At noon Mother would bring it to the field. It had biscuits and vegetables in the bottom, fried apple pies in the tray, along with a gallon of milk, cold from the spring in a White House Vinegar jar. We ate beneath the poplar trees scattered with yellow tulips that cast lacy shadows in the corner of the rail fence. For a while we were free to talk while muscles relaxed, to dream of going swimming, fishing, playing house, or exploring the cave.

He knew where the biggest blackberries grew and would show us where to find them. Two of the things he didn't like were canned tomatoes and corn bread. He loved custard pies. I still remember the recipe: 1 pint rich milk, 2 eggs, 3 tablespoons of sugar, 1 teaspoon of lemon flavoring poured into a half baked crust and baked in a hot oven.

One crisp fall morning, I went with my father to the back field in the edge of the mountain to shuck corn. He had made me a little corn shucker that fit my hand. I was trying to work fast so my fingers would keep warm, when on the other side of the shock I heard a noise. A mother deer was eating corn. I wondered how we would gain if we worked and the deer ate. I thought we might gain some since there was two of us and only one deer.

Daddy saw the deer and said, "Be quiet, let her eat." After she ate a while she walked away.

On rainy days he'd work in the shop. Always he'd say, "Put things where you found them." He remembered exactly how the tools were laying, if pointed in one direction he expected them to point in the same direction.

Daddy had a different sense of humor from most people. He was building a rock foundation for our porch. While doing this he found a rock on the farm with a lump sticking outward, calling it a pregnant rock. Today the rock is still cemented in the foundation reminding me of him.

He did his own carpenter work and always said you could cover a multitude of sins with corner round, meaning if something didn't exactly fit you could remedy it. A real problem existed that he never really overcame. If there was something in the road he was sure to hit it. It didn't matter so much when he was driving a team of horses because Maud and Nell were skillful in dodging the bumps and holes in the road. One day Daddy went to Bland and bought a car. We saw the dealer and him go up the road, the dealer was driving. After a few minutes the car came down the road and Daddy was driving. This was the only lesson he ever had, about a half miles worth.

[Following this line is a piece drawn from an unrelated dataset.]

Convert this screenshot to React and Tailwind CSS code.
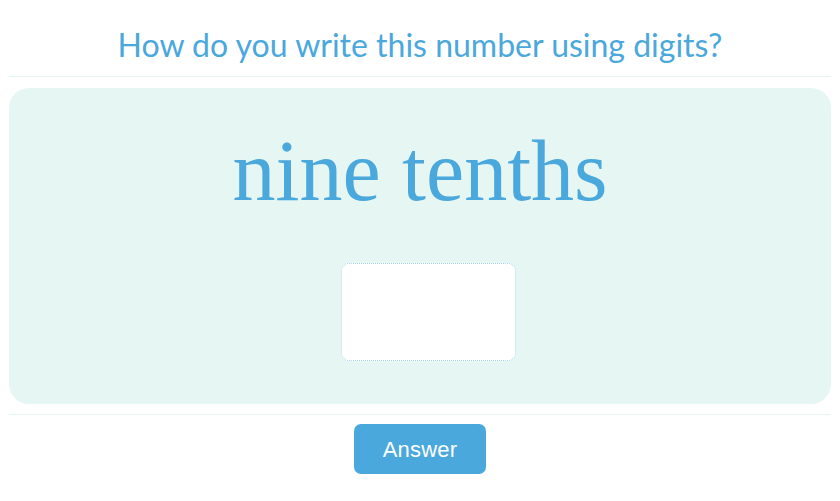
export default function App() {
  return (
    <div className="w-[840px] h-[501px] bg-white flex flex-col items-stretch px-[9px] font-['Lato',sans-serif]">
      <div className="h-[77px] flex items-center justify-center border-b border-[#e6f6f3] pt-[14px]">
        <h1 className="text-[32px] text-[#4aa8dc] leading-none">How do you write this number using digits?</h1>
      </div>
      <div className="mt-[11px] h-[316px] rounded-[20px] bg-[#e6f6f3] flex flex-col items-center">
        <div className="mt-[40px] text-[86px] leading-none text-[#4aa8dc] font-['Liberation_Serif',serif]">nine tenths</div>
        <input
          type="text"
          className="mt-[49px] ml-[16px] w-[175px] h-[98px] rounded-[8px] bg-white border border-dotted border-[#a9d6ea] outline-none"
        />
      </div>
      <div className="mt-[10px] border-t border-[#e6f6f3] flex justify-center pt-[9px]">
        <button className="w-[132px] h-[50px] rounded-[7px] bg-[#4aa8dc] text-white text-[22px] tracking-[0.2px] font-['Liberation_Sans',sans-serif]">
          Answer
        </button>
      </div>
    </div>
  );
}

Being accustomed to working with horses he didn't realize he had the engine power of many horses at his fingertips. He'd talk to the air like he was talking to a team of horses.

It was awhile before any of the family would ride with him. Then one day he loaded us into the car and we were on our way to church. We children didn't help any. When another car was approaching Bud would say, "Hit him and run Daddy, hit him and run." He was the youngest at the time and had been used to playing with toy cars and bumping them together. Hicks would say, "Put the bridle on him." Another would say, "Can't you slow down?" while another would say, "Can't you go faster than that?" In the winter the road was frozen into deep ruts, mud holes in wet weather and clouds of dust when it was dry. Somehow he managed, having only one wreck on a foggy morning.

These things speak softly of a part of my life. I'm glad I had him for a Dad, for he surely left a lot of tracks.